Chief of Staff to the Governor of Nevada
- In office January 2, 2023 – January 17, 2024
- Governor: Joe Lombardo
- Preceded by: Yvanna Cancela
- Succeeded by: Ryan Cherry

Member of the Nevada Gaming Commission
- In office October 11, 2021 – January 2, 2023
- Appointed by: Steve Sisolak
- Preceded by: Deborah Fuetsch
- Succeeded by: Brian Krolicki

Member of the Nevada Senate from the 16th district
- In office November 3, 2010 – October 7, 2021
- Preceded by: Randolph Townsend
- Succeeded by: Don Tatro

Personal details
- Born: Benjamin Robert Kieckhefer February 2, 1977 (age 49) Springfield, Illinois, U.S.
- Party: Republican
- Spouse: April West ​(m. 2005)​
- Children: 4
- Education: DePaul University (B.A.) University of Illinois Springfield (M.A.)
- Website: www.brknevada.com

= Ben Kieckhefer =

American politician

Benjamin Robert Kieckhefer (born February 2, 1977) is an American politician who had served as the chief of staff to Nevada governor Joe Lombardo from 2023 to 2024. A member of the Republican Party, Kieckhefer previously served as a member of the Nevada Gaming Commission from 2021 to 2023 and as a member of the Nevada Senate from the 16th district from 2010 to 2021.

Born and raised in Springfield, Illinois, Kieckhefer holds degrees from DePaul University and the University of Illinois Springfield. After college, he worked as a journalist covering the Nevada Legislature for the Associated Press and the Reno Gazette-Journal. He served as communications director for Nevada governor Jim Gibbons and as the public information officer for the Nevada Department of Health and Human Services. He was also director of client relations for McDonald Carano, a Reno-based law firm.

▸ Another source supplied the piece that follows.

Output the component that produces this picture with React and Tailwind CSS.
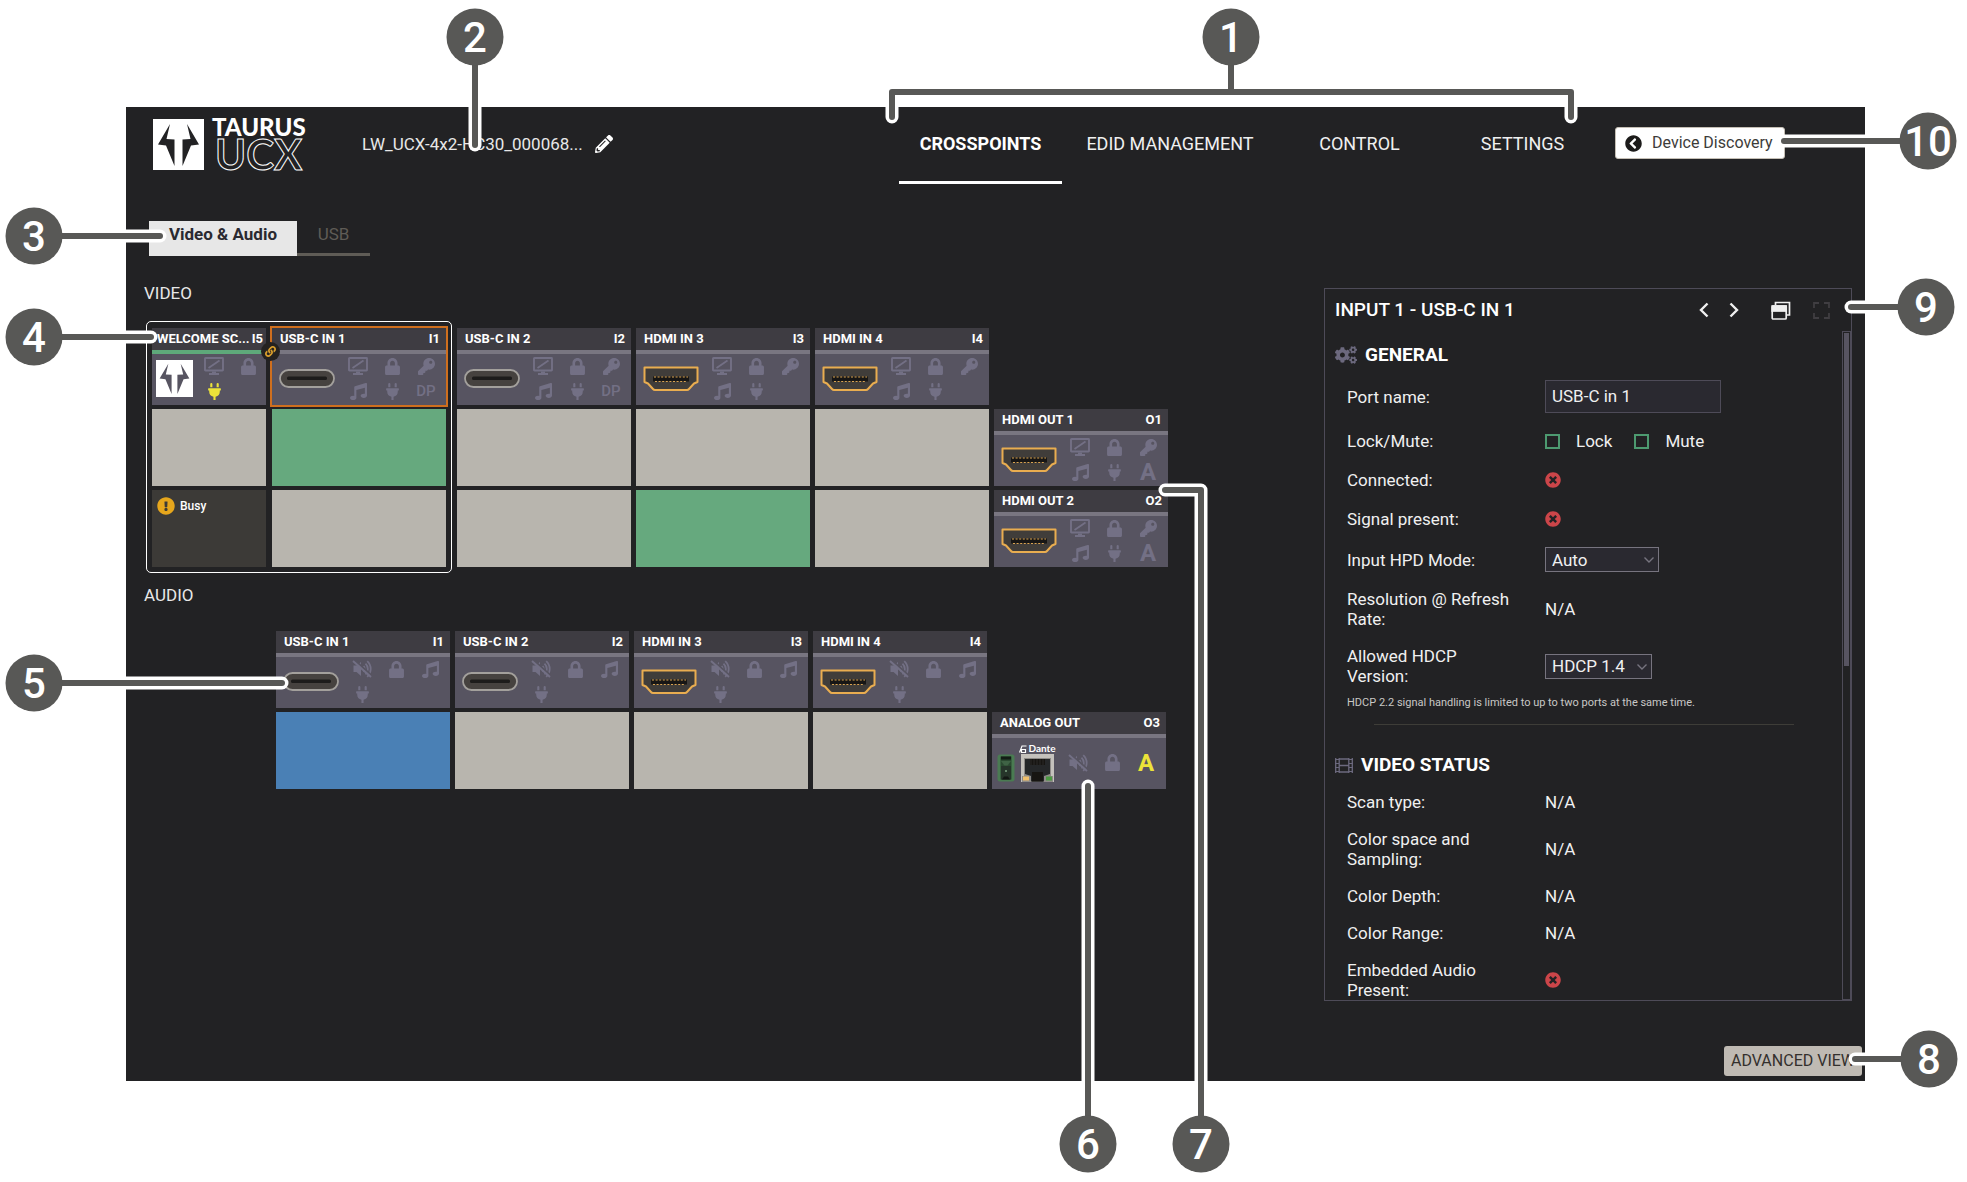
import React from "react";
import {
  FaLock, FaKey, FaPlug, FaMusic, FaLink, FaPencilAlt, FaChevronCircleLeft,
  FaCogs, FaTimesCircle, FaExclamationCircle,
} from "react-icons/fa";

/* ---------- drawings ---------- */

function BullMark({ className }) {
  return (
    <svg viewBox="0 0 51 51" className={className} aria-hidden="true">
      <rect width="51" height="51" fill="#fff" />
      <path
        fill="currentColor"
        d="M17 5 L5 25.500 L13 26.500 L21.500 47 V20.500 L13.500 20 Z M34 5 L46 25.500 L38 26.500 L29.500 47 V20.500 L37.500 20 Z"
      />
    </svg>
  );
}

function MonitorOff() {
  return (
    <svg viewBox="0 0 20 18" className="h-[18px] w-5" fill="none" stroke="currentColor" aria-hidden="true">
      <rect x="1" y="1" width="18" height="12.500" rx="0.500" strokeWidth="1.900" />
      <path d="M4.500 11 L15.500 3.500" strokeWidth="1.800" />
      <path d="M8 15.500h4M5 17h10" strokeWidth="1.800" />
    </svg>
  );
}

function SoundOff() {
  return (
    <svg viewBox="0 0 20 18" className="h-[18px] w-5" fill="none" stroke="currentColor" aria-hidden="true">
      <path d="M1.500 5.500h3L9 2v14l-4.500-4H1.500z" fill="currentColor" stroke="none" />
      <path d="M11.500 6.200a4 4 0 0 1 0 5.600M13.500 3.600a7.400 7.400 0 0 1 0 10.800M15.200 1.200a10.500 10.500 0 0 1 0 15.600" strokeWidth="1.800" />
      <path d="M2.500 0L20 15.800" stroke="#575461" strokeWidth="2" />
      <path d="M1 1L19 17" strokeWidth="1.900" />
    </svg>
  );
}

function UsbC() {
  return (
    <svg viewBox="0 0 56 19" className="h-[19px] w-14" aria-label="USB-C">
      <rect x="1" y="1" width="54" height="17" rx="8.500" fill="#46423f" stroke="#a3a09c" strokeWidth="1.800" />
      <rect x="8" y="7.500" width="40" height="3.500" rx="1.500" fill="#1d1c1b" />
    </svg>
  );
}

function Hdmi() {
  return (
    <svg viewBox="0 0 56 26" className="h-[26px] w-14" aria-label="HDMI">
      <path
        d="M1.500 1.500h53v14.500l-3.500 1.500-5 5.500a3 3 0 0 1-2 1H12a3 3 0 0 1-2-1L5 17.500l-3.500-1.500z"
        fill="#403d3a" stroke="#e9ad50" strokeWidth="2" strokeLinejoin="round"
      />
      <rect x="10" y="10.500" width="36" height="5" fill="#171615" />
      <path d="M11 11h34" stroke="#d9a350" strokeWidth="1" strokeDasharray="2 1.600" />
      <path d="M12 15.500h32" stroke="#d9a350" strokeWidth="1" strokeDasharray="2 1.600" />
    </svg>
  );
}

function Phoenix() {
  return (
    <svg viewBox="0 0 18 28" className="h-7 w-[18px]" aria-label="Analog connector">
      <rect x="0.500" y="0.500" width="17" height="27" rx="2.500" fill="#4a7b52" />
      <rect x="3.500" y="2.500" width="11" height="23" fill="#2b4a31" />
      <path d="M4 2.500h10v3H4z" fill="#131d15" />
      <path d="M4 7h10l-3.500 4.500h-3z" fill="#3f6345" />
      <rect x="4" y="12" width="10" height="13.500" fill="#26352a" />
      <circle cx="9" cy="17" r="1" fill="#7da383" />
      <path d="M5 25.500l2-3h4l2 3z" fill="#121713" />
    </svg>
  );
}

function Rj45() {
  return (
    <svg viewBox="0 0 33 28" className="h-7 w-[33px]" aria-label="Network connector">
      <path d="M0 28V0h33v28h-8v-4H8v4z" fill="#c4c1bc" />
      <path d="M1 28V1h31v27z" fill="#8e8b88" />
      <path d="M1 1h31v3H1zM1 1h2v21H1zM30 1h2v21h-2z" fill="#c4c1bc" />
      <path d="M4 5h25v15l-6 2v5.500H10V22l-6-2z" fill="#252729" />
      <path d="M9 5h15v6H9zM11 18h11v9.500H11z" fill="#171512" />
      <path d="M10 5v6M13 5v6M16 5v6M19 5v6M22 5v6" stroke="#2d2b28" />
      <rect x="2" y="22.500" width="6" height="4" fill="#f0bf6c" />
      <rect x="25" y="22.500" width="6" height="4" fill="#4b9a42" />
    </svg>
  );
}

const CALLOUTS = [
  { n: "1", x: 1231, y: 37, d: "M892 117V92H1571V117M1231 40V92" },
  { n: "2", x: 475, y: 37, d: "M475 40V145" },
  { n: "3", x: 34, y: 236, d: "M40 236H160" },
  { n: "4", x: 34, y: 337, d: "M40 337H151" },
  { n: "5", x: 34, y: 683, d: "M40 683H282" },
  { n: "6", x: 1088, y: 1144, d: "M1088 1140V786" },
  { n: "7", x: 1201, y: 1144, d: "M1201 1140V490H1165" },
  { n: "8", x: 1929, y: 1059, d: "M1925 1059H1855" },
  { n: "9", x: 1926, y: 307, d: "M1920 307H1851" },
  { n: "10", x: 1928, y: 141, d: "M1920 141H1784" },
];

function Callouts() {
  return (
    <svg viewBox="0 0 1967 1182" className="pointer-events-none absolute inset-0 h-full w-full">
      {CALLOUTS.map((c) => (
        <g key={c.n}>
          <path d={c.d} fill="none" stroke="#fff" strokeWidth="13" strokeLinecap="round" strokeLinejoin="round" />
          <path d={c.d} fill="none" stroke="#585856" strokeWidth="6" strokeLinecap="round" strokeLinejoin="round" />
          <circle cx={c.x} cy={c.y} r="28.500" fill="#585856" />
          <text
            x={c.x} y={c.y + 15} textAnchor="middle" fill="#fff"
            className="[font-family:Roboto,sans-serif] text-[42px] font-medium"
          >
            {c.n}
          </text>
        </g>
      ))}
    </svg>
  );
}

/* ---------- crosspoint grid ---------- */

const ICONS = {
  monitor: <MonitorOff />,
  mute: <SoundOff />,
  lock: <FaLock className="size-[17px]" />,
  key: <FaKey className="size-[17px]" />,
  music: <FaMusic className="size-[17px]" />,
  plug: <FaPlug className="size-[17px]" />,
  plugOn: <FaPlug className="size-[17px] text-[#ece339]" />,
  dp: <span className="text-[15px] leading-5 font-medium">DP</span>,
  auto: <span className="text-2xl leading-6 font-bold">A</span>,
  autoOn: <span className="text-2xl leading-6 font-bold text-[#ece339]">A</span>,
};

const VIDEO_IN_USB = ["monitor", "lock", "key", "music", "plug", "dp"];
const VIDEO_IN_HDMI = ["monitor", "lock", "key", "music", "plug"];
const VIDEO_OUT = ["monitor", "lock", "key", "music", "plug", "auto"];
const AUDIO_IN = ["mute", "lock", "music", "plug"];

function Port({ name, id, picture, icons, narrow, selected, linked }) {
  return (
    <button
      type="button"
      className={
        "flex h-[77px] flex-col bg-[#575461] text-left " +
        (narrow ? "w-[114px] " : "w-[174px] ") +
        (selected ? "outline-2 outline-[#cf6f1e]" : "")
      }
    >
      <span
        className={
          "flex h-[26px] w-full items-center justify-between border-b-4 bg-[#3e3c42] text-[13px] font-bold whitespace-nowrap text-white " +
          (narrow ? "pr-[3px] pl-[5px] " : "pr-[6px] pl-2 ") +
          (linked ? "border-[#5ea97a]" : "border-[#797681]")
        }
      >
        <span>{name}</span>
        <span>{id}</span>
      </span>
      <span className="flex h-[51px] items-center pb-[2px] text-[#737085]">
        <span className={"flex shrink-0 justify-center " + (narrow ? "w-[45px]" : "w-[69px]")}>{picture}</span>
        <span className={"grid auto-rows-[25px] " + (narrow ? "grid-cols-[34px_34px]" : "grid-cols-[34px_34px_34px]")}>
          {icons.map((k) => (
            <span key={k} className="flex items-center justify-center">{ICONS[k]}</span>
          ))}
        </span>
      </span>
    </button>
  );
}

function Cell({ tone = "idle", narrow, label, children }) {
  const tones = { idle: "bg-[#b8b5ae]", video: "bg-[#66a97e]", audio: "bg-[#4a80b5]", busy: "bg-[#3c3a37]" };
  return (
    <button
      type="button"
      aria-label={label}
      className={"flex h-[77px] items-start " + (narrow ? "w-[114px] " : "w-[174px] ") + tones[tone]}
    >
      {children}
    </button>
  );
}

function Column({ children }) {
  return <div className="flex flex-col gap-1">{children}</div>;
}

function VideoGrid() {
  return (
    <div className="flex gap-[5px]">
      <div className="relative flex gap-[6px] rounded-[5px] border border-white px-[5px] pt-[6px] pb-[5px]">
        <Column>
          <Port name="WELCOME SC..." id="I5" narrow linked picture={<BullMark className="size-[37px] text-[#575461]" />} icons={["monitor", "lock", "plugOn"]} />
          <Cell narrow label="I5 to O1" />
          <Cell narrow tone="busy" label="I5 to O2, busy">
            <span className="flex items-center gap-[5px] pt-[7px] pl-[5px] text-xs font-medium text-white">
              <FaExclamationCircle className="size-[18px] text-[#e6a61c]" />
              Busy
            </span>
          </Cell>
        </Column>
        <Column>
          <Port name="USB-C IN 1" id="I1" selected picture={<UsbC />} icons={VIDEO_IN_USB} />
          <Cell tone="video" label="I1 to O1" />
          <Cell label="I1 to O2" />
        </Column>
        <span className="absolute top-5 left-[114px] flex size-[19px] items-center justify-center rounded-full bg-[#242220] text-[#dba02c]">
          <FaLink className="size-[11px]" />
        </span>
      </div>
      <div className="flex gap-[5px] pt-[7px]">
        <Column>
          <Port name="USB-C IN 2" id="I2" picture={<UsbC />} icons={VIDEO_IN_USB} />
          <Cell label="I2 to O1" />
          <Cell label="I2 to O2" />
        </Column>
        <Column>
          <Port name="HDMI IN 3" id="I3" picture={<Hdmi />} icons={VIDEO_IN_HDMI} />
          <Cell label="I3 to O1" />
          <Cell tone="video" label="I3 to O2" />
        </Column>
        <Column>
          <Port name="HDMI IN 4" id="I4" picture={<Hdmi />} icons={VIDEO_IN_HDMI} />
          <Cell label="I4 to O1" />
          <Cell label="I4 to O2" />
        </Column>
        <div className="flex flex-col justify-end gap-1 pb-[6px]">
          <Port name="HDMI OUT 1" id="O1" picture={<Hdmi />} icons={VIDEO_OUT} />
          <Port name="HDMI OUT 2" id="O2" picture={<Hdmi />} icons={VIDEO_OUT} />
        </div>
      </div>
    </div>
  );
}

function AudioGrid() {
  return (
    <div className="flex gap-[5px] pl-[130px]">
      <Column>
        <Port name="USB-C IN 1" id="I1" picture={<UsbC />} icons={AUDIO_IN} />
        <Cell tone="audio" label="I1 to O3" />
      </Column>
      <Column>
        <Port name="USB-C IN 2" id="I2" picture={<UsbC />} icons={AUDIO_IN} />
        <Cell label="I2 to O3" />
      </Column>
      <Column>
        <Port name="HDMI IN 3" id="I3" picture={<Hdmi />} icons={AUDIO_IN} />
        <Cell label="I3 to O3" />
      </Column>
      <Column>
        <Port name="HDMI IN 4" id="I4" picture={<Hdmi />} icons={AUDIO_IN} />
        <Cell label="I4 to O3" />
      </Column>
      <div className="flex flex-col justify-end">
        <Port
          name="ANALOG OUT"
          id="O3"
          icons={["mute", "lock", "autoOn"]}
          picture={
            <span className="flex items-end gap-1">
              <Phoenix />
              <span className="flex flex-col items-center">
                <span className="flex items-center gap-px text-[10px] leading-[11px] font-bold text-white [font-family:Lato,sans-serif]">
                  <svg viewBox="0 0 8 8" className="size-2" fill="none" stroke="#fff" aria-hidden="true">
                    <path d="M0.500 7.500L3 1h4.500M2.500 4.500h4v3h-4z" strokeWidth="1.200" />
                  </svg>
                  Dante
                </span>
                <Rj45 />
              </span>
            </span>
          }
        />
      </div>
    </div>
  );
}

/* ---------- port properties panel ---------- */

function Row({ label, htmlFor, children }) {
  const Tag = htmlFor ? "label" : "span";
  return (
    <div className="flex min-h-[22px] items-center">
      <Tag htmlFor={htmlFor} className="mr-[30px] w-[168px] shrink-0">{label}</Tag>
      {children}
    </div>
  );
}

function PlainRow({ label, children = "N/A" }) {
  return (
    <div className="flex items-center">
      <span className="mr-[30px] w-[168px] shrink-0">{label}</span>
      {children}
    </div>
  );
}

function Select({ id, value, width }) {
  return (
    <span className={"relative flex " + width}>
      <select id={id} defaultValue={value} className="h-[25px] w-full appearance-none border border-[#77747f] bg-[#2a2930] pl-[6px] leading-5 text-[#f0f0f0]">
        <option>{value}</option>
      </select>
      <svg viewBox="0 0 10 6" className="pointer-events-none absolute top-[10px] right-[5px] h-[6px] w-[10px]" fill="none" stroke="#77747f" aria-hidden="true">
        <path d="M0.500 0.500L5 5l4.500-4.500" strokeWidth="1.400" />
      </svg>
    </span>
  );
}

function No() {
  return <FaTimesCircle className="size-4 text-[#cb4549]" aria-label="No" />;
}

function Check({ label }) {
  return (
    <label className="flex items-center gap-4">
      <input type="checkbox" className="size-[15px] appearance-none border-2 border-[#4d9a70]" />
      {label}
    </label>
  );
}

function Panel() {
  return (
    <section className="mt-[7px] mr-[13px] flex h-[713px] w-[528px] shrink-0 flex-col border border-[#4e4b58] text-[17px] leading-5 text-[#f0f0f0]">
      <header className="flex h-[42px] shrink-0 items-center pr-[21px] pl-[10px]">
        <h2 className="text-[19px] font-medium text-white">INPUT 1 - USB-C IN 1</h2>
        <button type="button" aria-label="Previous port" className="ml-auto">
          <svg viewBox="0 0 10 16" className="h-4 w-[10px]" fill="none" stroke="#f0f0f0" strokeWidth="2.400"><path d="M8.500 1.500L2 8l6.500 6.500" /></svg>
        </button>
        <button type="button" aria-label="Next port" className="ml-5">
          <svg viewBox="0 0 10 16" className="h-4 w-[10px]" fill="none" stroke="#f0f0f0" strokeWidth="2.400"><path d="M1.500 1.500L8 8l-6.500 6.500" /></svg>
        </button>
        <button type="button" aria-label="Open in window" className="ml-8">
          <svg viewBox="0 0 20 19" className="h-[19px] w-5" fill="none" stroke="#f0f0f0" strokeWidth="1.700">
            <path d="M4.500 4V1.500H18.500V14H16" />
            <rect x="1.200" y="5" width="14" height="13" rx="1" />
            <rect x="1.200" y="5" width="14" height="5" fill="#f0f0f0" />
          </svg>
        </button>
        <button type="button" aria-label="Full screen" className="ml-[22px]">
          <svg viewBox="0 0 17 17" className="size-[17px]" fill="none" stroke="#403e42" strokeWidth="1.800">
            <path d="M1 6V1h5M11 1h5v5M16 11v5h-5M6 16H1v-5" />
          </svg>
        </button>
      </header>
      <div className="flex min-h-0 flex-1">
        <div className="flex-1 overflow-hidden">
          <h3 className="mt-[13px] flex items-center gap-2 pl-[10px] text-[19px] leading-5 font-bold text-white">
            <FaCogs className="size-[22px] text-[#6c697e]" />
            GENERAL
          </h3>
          <div className="mt-[14px] flex flex-col gap-[17px] pl-[22px]">
            <Row label="Port name:" htmlFor="port-name">
              <input id="port-name" defaultValue="USB-C in 1" className="h-[33px] w-[176px] border border-[#4e4b58] bg-[#2a2930] px-[6px] pb-[2px]" />
            </Row>
            <Row label="Lock/Mute:">
              <span className="flex gap-[22px]">
                <Check label="Lock" />
                <Check label="Mute" />
              </span>
            </Row>
            <Row label="Connected:"><No /></Row>
            <Row label="Signal present:"><No /></Row>
            <Row label="Input HPD Mode:" htmlFor="hpd"><Select id="hpd" value="Auto" width="w-[114px]" /></Row>
            <Row label="Resolution @ Refresh Rate:">N/A</Row>
            <Row label="Allowed HDCP Version:" htmlFor="hdcp"><Select id="hdcp" value="HDCP 1.4" width="w-[107px]" /></Row>
          </div>
          <p className="mt-[9px] pl-[22px] text-[11px] leading-4 text-[#c9c8c6]">
            HDCP 2.2 signal handling is limited to up to two ports at the same time.
          </p>
          <hr className="mt-[13px] mr-12 ml-[49px] border-[#3e3d38]" />
          <h3 className="mt-[30px] flex items-center gap-2 pl-[10px] text-[19px] leading-5 font-bold text-white">
            <svg viewBox="0 0 18 15" className="h-[15px] w-[18px]" fill="none" stroke="#6c697e" aria-hidden="true">
              <path d="M0.700 0V15M17.300 0V15M4.200 0V15M13.800 0V15M4 1h10M4 7.500h10M4 14h10" strokeWidth="1.300" />
              <path d="M0 1.500h4M0 5.500h4M0 9.500h4M0 13.500h4M14 1.500h4M14 5.500h4M14 9.500h4M14 13.500h4" />
            </svg>
            VIDEO STATUS
          </h3>
          <div className="mt-[17px] flex flex-col gap-[17px] pl-[22px]">
            <PlainRow label="Scan type:" />
            <PlainRow label="Color space and Sampling:" />
            <PlainRow label="Color Depth:" />
            <PlainRow label="Color Range:" />
            <PlainRow label="Embedded Audio Present:"><No /></PlainRow>
          </div>
        </div>
        <div className="w-[9px] border border-[#4e4b58] p-px">
          <div className="h-1/2 bg-[#575461]" />
        </div>
      </div>
    </section>
  );
}

/* ---------- page ---------- */

function Header() {
  return (
    <header className="flex h-[77px] items-start">
      <a href="#home" className="mt-3 ml-[27px] flex gap-2 text-white" aria-label="Taurus UCX">
        <BullMark className="size-[51px] text-[#222224]" />
        <span className="flex w-[96px] flex-col [font-family:Lato,sans-serif]">
          <span className="text-2xl leading-4 font-black">TAURUS</span>
          <span className="mt-1 pl-[3px] text-[42px] leading-[30px] font-bold text-[#222224] [-webkit-text-stroke:1px_white]">UCX</span>
        </span>
      </a>
      <div className="mt-[25px] ml-[54px] flex items-center gap-[10px] text-[17px] leading-6 text-[#e8e8e8]">
        <span className="w-[223px] whitespace-nowrap">LW_UCX-4x2-HC30_000068...</span>
        <button type="button" aria-label="Rename device" className="text-white">
          <FaPencilAlt className="size-[18px]" />
        </button>
      </div>
      <nav className="ml-auto flex h-full text-lg leading-6 text-[#f0f0f0]">
        <a href="#crosspoints" className="flex min-w-[163px] justify-center border-b-3 border-white pt-[25px] font-bold text-white">CROSSPOINTS</a>
        <a href="#edid" className="flex min-w-[216px] justify-center pt-[25px]">EDID MANAGEMENT</a>
        <a href="#control" className="flex min-w-[163px] justify-center pt-[25px]">CONTROL</a>
        <a href="#settings" className="flex min-w-[163px] justify-center pt-[25px]">SETTINGS</a>
      </nav>
      <button type="button" className="mt-5 mr-20 ml-[11px] flex h-8 w-[170px] items-center gap-[10px] rounded-[3px] border border-[#c5bfb5] bg-white pl-[9px] text-base whitespace-nowrap text-[#3d3c3a]">
        <FaChevronCircleLeft className="size-[17px] text-[#1c1b1a]" />
        Device Discovery
      </button>
    </header>
  );
}

export default function App() {
  return (
    <div className="relative w-full bg-white pt-[107px] pr-[102px] pb-[101px] pl-[126px] [font-family:Roboto,sans-serif]">
      <main className="bg-[#222224] text-white">
        <Header />
        <div className="mt-[37px] flex pl-[23px]" role="tablist">
          <button type="button" role="tab" aria-selected="true" className="h-[35px] w-[148px] bg-[#e7e7e7] pb-[10px] text-[17px] leading-5 font-bold text-[#2a2930]">
            Video &amp; Audio
          </button>
          <button type="button" role="tab" aria-selected="false" className="h-[35px] w-[73px] border-b-3 border-[#5f5c56] pb-[7px] text-[17px] leading-5 text-[#5f5c56]">
            USB
          </button>
        </div>
        <div className="mt-[25px] flex justify-between">
          <div className="pl-5">
            <h2 className="mb-4 ml-[-2px] text-[17px] leading-6 text-[#e8e8e8]">VIDEO</h2>
            <VideoGrid />
            <h2 className="mt-[10px] mb-6 ml-[-2px] text-[17px] leading-6 text-[#e8e8e8]">AUDIO</h2>
            <AudioGrid />
          </div>
          <Panel />
        </div>
        <div className="flex justify-end pt-[45px] pr-[3px] pb-[5px]">
          <button type="button" className="h-[30px] w-[138px] rounded-[3px] bg-[#bfbab3] pl-[7px] text-left text-base whitespace-nowrap text-[#33302d]">
            ADVANCED VIEW
          </button>
        </div>
      </main>
      <Callouts />
    </div>
  );
}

In 2010, Kieckhefer was elected to the Nevada Senate. During his time in the state senate, Kieckhefer served as assistant Republican leader from 2013 to 2018. He resigned in 2021 after Steve Sisolak appointed him to the Nevada Gaming Commission.

After Lombardo defeated Sisolak in 2022, Kieckhefer was named as Lombardo's chief of staff. He resigned from the Nevada Gaming Commission to accept the appointment and was succeeded by former lieutenant governor Brian Krolicki.

Kieckhefer lives in Reno, Nevada with his wife and four children.